Walmsley told CNBC she was hoping the joint venture with Pfizer would solve “…one of the biggest challenges in pharma development, which is it can take 10 years, cost billions of dollars and still have a 95% failure rate.”
She’s facing the challenge by using the steady cash flow promised by consumer healthcare to fund innovation in vaccines and pharmaceuticals over the next three years, before consumer healthcare splits off into its own company — and by investing in people.
When Walmsley was deciding to take on the role of CEO, she wrote on LeanIn.Org, “The brief was a big change agenda: people, portfolio, results and culture. Change is good but the outsiders leading it aren’t usually the most popular.”
It’s true that you’re unlikely to be trusted (or liked) when you’re coming into shake up an industry, but Walmsley has managed to win over her shareholders.
I love how she defined her role in an interview last summer with Fortune as: “…firstly, in setting strategy for the company and leading the allocation of capital to that strategy — because until you put the money where you say your strategy is, it’s not your strategy. Next is appointing the very best people in the world you can to execute that strategy. Third is defining and modeling the culture, whether it’s through your own behavior or through the people you appoint or through the actions you take. And then, finally, managing risk — whether that be, fundamentally, company reputation, operational risk, or strategic risk.”
I couldn’t agree more. Strategy is just a bunch of talk until it’s cooked into the business plan. In a book I co-authored and published this year, I highlighted the importance of choosing your team and creating a culture of transparency as you manage risk. Because innovation always involves risk, and, as we can see, the stakes are especially high for pharma.
What I was struck by from Walmsley’s recent interviews was her understanding of the digital marketplace, no doubt strengthened by her background in beauty and by having led marketing for GSK’s consumer healthcare prior to becoming CEO.
When asked whether Amazon’s foray into consumer healthcare was a consideration in the joint venture with Pfizer, Walmsley said, “It’s a good point, absolutely no question that digital in every sense, whether be the way we market brands or the way we distribute them or indeed the way we operate as companies for all of us in all industries is an incredibly important factor.”

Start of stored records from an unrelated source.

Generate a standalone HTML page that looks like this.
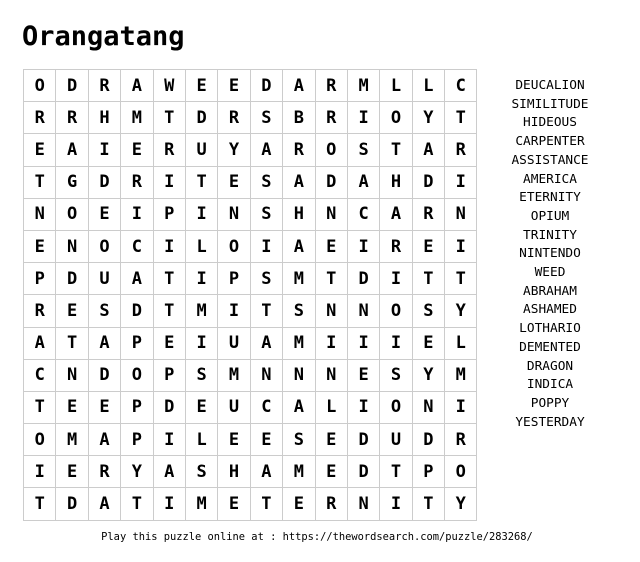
<!DOCTYPE html><html><head><style>
body{margin:0;width:640px;height:562px;background:#fff;font-family:"DejaVu Sans Mono",monospace;color:#000;position:relative;overflow:hidden}
h1{position:absolute;left:22px;top:21px;margin:0;font-size:27px;font-weight:bold}
table{position:absolute;left:23px;top:69px;border-collapse:collapse}
td{width:31.4px;height:31.2px;border:1px solid #ccc;text-align:center;font-weight:bold;font-size:17px;padding:0}
.w{position:absolute;left:500px;top:77px;width:100px;text-align:center;font-size:12.8px;line-height:18.7px}
.f{position:absolute;left:0;width:634px;top:531px;text-align:center;font-size:10.4px}
</style></head><body>
<h1>Orangatang</h1>
<table>
<tr><td>O</td><td>D</td><td>R</td><td>A</td><td>W</td><td>E</td><td>E</td><td>D</td><td>A</td><td>R</td><td>M</td><td>L</td><td>L</td><td>C</td></tr>
<tr><td>R</td><td>R</td><td>H</td><td>M</td><td>T</td><td>D</td><td>R</td><td>S</td><td>B</td><td>R</td><td>I</td><td>O</td><td>Y</td><td>T</td></tr>
<tr><td>E</td><td>A</td><td>I</td><td>E</td><td>R</td><td>U</td><td>Y</td><td>A</td><td>R</td><td>O</td><td>S</td><td>T</td><td>A</td><td>R</td></tr>
<tr><td>T</td><td>G</td><td>D</td><td>R</td><td>I</td><td>T</td><td>E</td><td>S</td><td>A</td><td>D</td><td>A</td><td>H</td><td>D</td><td>I</td></tr>
<tr><td>N</td><td>O</td><td>E</td><td>I</td><td>P</td><td>I</td><td>N</td><td>S</td><td>H</td><td>N</td><td>C</td><td>A</td><td>R</td><td>N</td></tr>
<tr><td>E</td><td>N</td><td>O</td><td>C</td><td>I</td><td>L</td><td>O</td><td>I</td><td>A</td><td>E</td><td>I</td><td>R</td><td>E</td><td>I</td></tr>
<tr><td>P</td><td>D</td><td>U</td><td>A</td><td>T</td><td>I</td><td>P</td><td>S</td><td>M</td><td>T</td><td>D</td><td>I</td><td>T</td><td>T</td></tr>
<tr><td>R</td><td>E</td><td>S</td><td>D</td><td>T</td><td>M</td><td>I</td><td>T</td><td>S</td><td>N</td><td>N</td><td>O</td><td>S</td><td>Y</td></tr>
<tr><td>A</td><td>T</td><td>A</td><td>P</td><td>E</td><td>I</td><td>U</td><td>A</td><td>M</td><td>I</td><td>I</td><td>I</td><td>E</td><td>L</td></tr>
<tr><td>C</td><td>N</td><td>D</td><td>O</td><td>P</td><td>S</td><td>M</td><td>N</td><td>N</td><td>N</td><td>E</td><td>S</td><td>Y</td><td>M</td></tr>
<tr><td>T</td><td>E</td><td>E</td><td>P</td><td>D</td><td>E</td><td>U</td><td>C</td><td>A</td><td>L</td><td>I</td><td>O</td><td>N</td><td>I</td></tr>
<tr><td>O</td><td>M</td><td>A</td><td>P</td><td>I</td><td>L</td><td>E</td><td>E</td><td>S</td><td>E</td><td>D</td><td>U</td><td>D</td><td>R</td></tr>
<tr><td>I</td><td>E</td><td>R</td><td>Y</td><td>A</td><td>S</td><td>H</td><td>A</td><td>M</td><td>E</td><td>D</td><td>T</td><td>P</td><td>O</td></tr>
<tr><td>T</td><td>D</td><td>A</td><td>T</td><td>I</td><td>M</td><td>E</td><td>T</td><td>E</td><td>R</td><td>N</td><td>I</td><td>T</td><td>Y</td></tr>
</table>
<div class="w">DEUCALION<br>SIMILITUDE<br>HIDEOUS<br>CARPENTER<br>ASSISTANCE<br>AMERICA<br>ETERNITY<br>OPIUM<br>TRINITY<br>NINTENDO<br>WEED<br>ABRAHAM<br>ASHAMED<br>LOTHARIO<br>DEMENTED<br>DRAGON<br>INDICA<br>POPPY<br>YESTERDAY</div>
<div class="f">Play this puzzle online at : https://thewordsearch.com/puzzle/283268/</div>
</body></html>
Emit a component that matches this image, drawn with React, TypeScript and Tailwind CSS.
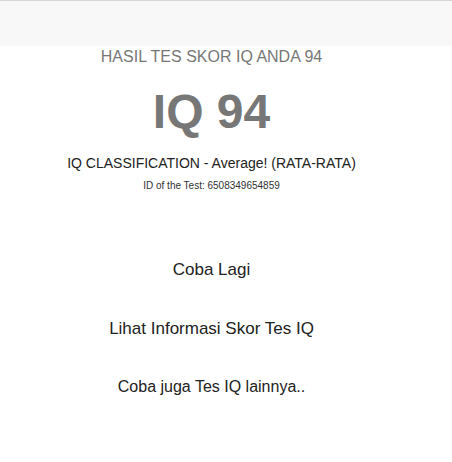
import React from "react";

export default function App() {
  return (
    <div
      className="w-[452px] h-[462px] bg-white overflow-hidden"
      style={{ fontFamily: '"Liberation Sans", Arial, sans-serif' }}
    >
      <div className="h-[46px] bg-[#f8f8f8] border-t border-[#d6d6d6]" />
      <div className="w-[423px] flex flex-col items-center text-center">
        <div className="mt-[1px] text-[16px] leading-[20px] text-[#777777]">
          HASIL TES SKOR IQ ANDA 94
        </div>
        <div className="mt-[21px] text-[48px] leading-[48px] font-bold text-[#777777]">
          IQ 94
        </div>
        <div className="mt-[17px] text-[14px] leading-[20px] text-[#222222]">
          IQ CLASSIFICATION - Average! (RATA-RATA)
        </div>
        <div className="mt-[6px] text-[10px] leading-[14px] text-[#333333]">
          ID of the Test: 6508349654859
        </div>
        <a className="mt-[65px] text-[17px] leading-[24px] text-[#222222] cursor-pointer">
          Coba Lagi
        </a>
        <a className="mt-[35px] text-[17px] leading-[24px] text-[#222222] cursor-pointer">
          Lihat Informasi Skor Tes IQ
        </a>
        <a className="mt-[34px] text-[16px] leading-[24px] text-[#222222] cursor-pointer">
          Coba juga Tes IQ lainnya..
        </a>
      </div>
    </div>
  );
}
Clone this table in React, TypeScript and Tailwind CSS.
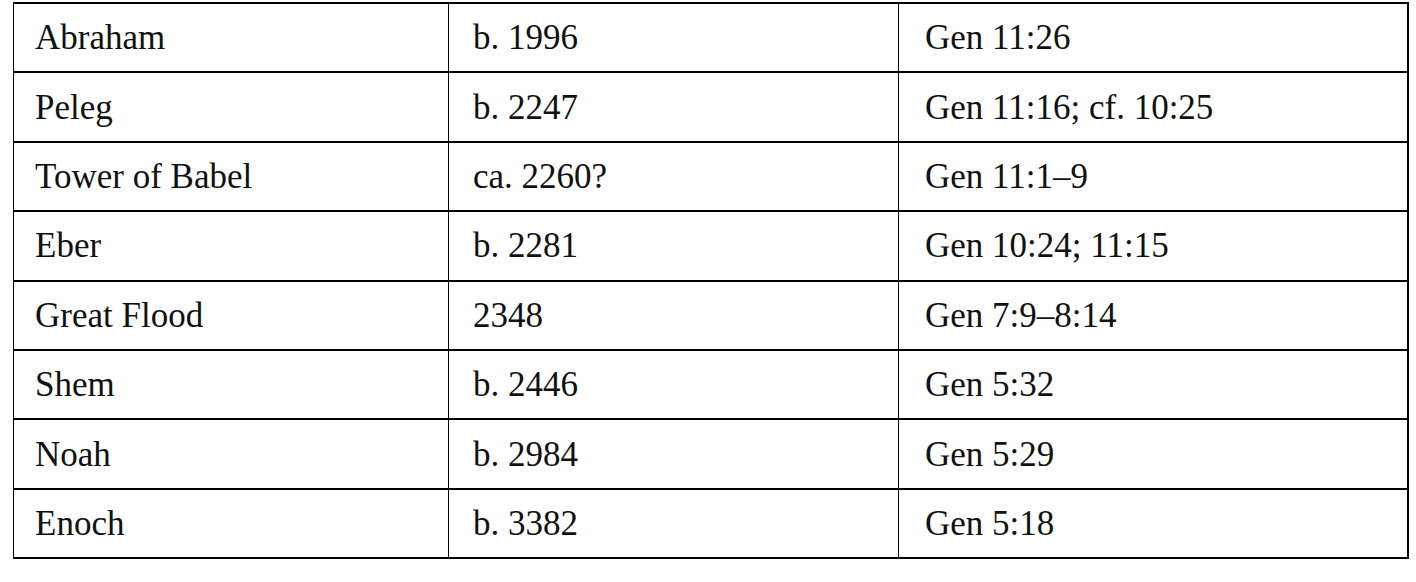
const rows = [
  ["Abraham", "b. 1996", "Gen 11:26"],
  ["Peleg", "b. 2247", "Gen 11:16; cf. 10:25"],
  ["Tower of Babel", "ca. 2260?", "Gen 11:1–9"],
  ["Eber", "b. 2281", "Gen 10:24; 11:15"],
  ["Great Flood", "2348", "Gen 7:9–8:14"],
  ["Shem", "b. 2446", "Gen 5:32"],
  ["Noah", "b. 2984", "Gen 5:29"],
  ["Enoch", "b. 3382", "Gen 5:18"],
];

export default function App() {
  return (
    <div className="min-h-[582px] w-[1416px] bg-white pl-[13px] pt-[2px]">
      <table className="w-[1396px] table-fixed border-separate border-spacing-0 border-t-2 border-l border-r-2 border-black font-['Liberation_Serif',serif] text-[35px] text-[#111]">
        <colgroup>
          <col className="w-[435px]" />
          <col className="w-[450px]" />
          <col />
        </colgroup>
        <tbody>
          {rows.map((r) => (
            <tr key={r[0]}>
              <td className="h-[69.4px] border-b-2 border-r border-black pl-[21px] align-middle leading-none">
                {r[0]}
              </td>
              <td className="h-[69.4px] border-b-2 border-r border-black pl-[24px] align-middle leading-none">
                {r[1]}
              </td>
              <td className="h-[69.4px] border-b-2 border-black pl-[26px] align-middle leading-none">
                {r[2]}
              </td>
            </tr>
          ))}
        </tbody>
      </table>
    </div>
  );
}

Given that my experience in digital goes back to MapQuest, I find this to be incredibly relevant. No industry is immune from digital, and if any category isn’t exploring it, they should be.
In a longer interview with CNBC, the CEO put things in perspective by focusing GSK’s desire to do good.
“…we’ve been talking a lot about the financial structures to this deal, the benefit to shareholders,” Walmsley said, “but let’s remember the reason why a company GSK should exist and should endure is because of the impact we have on people all over the world and their health to help them do more, feel better and ultimately live longer.”
I almost wanted to cheer. Isn’t that the motivation for so many of us who innovate? Making people’s lives better?
Kudos to Walmsley for pulling this off. I wish her and her family a very happy holiday.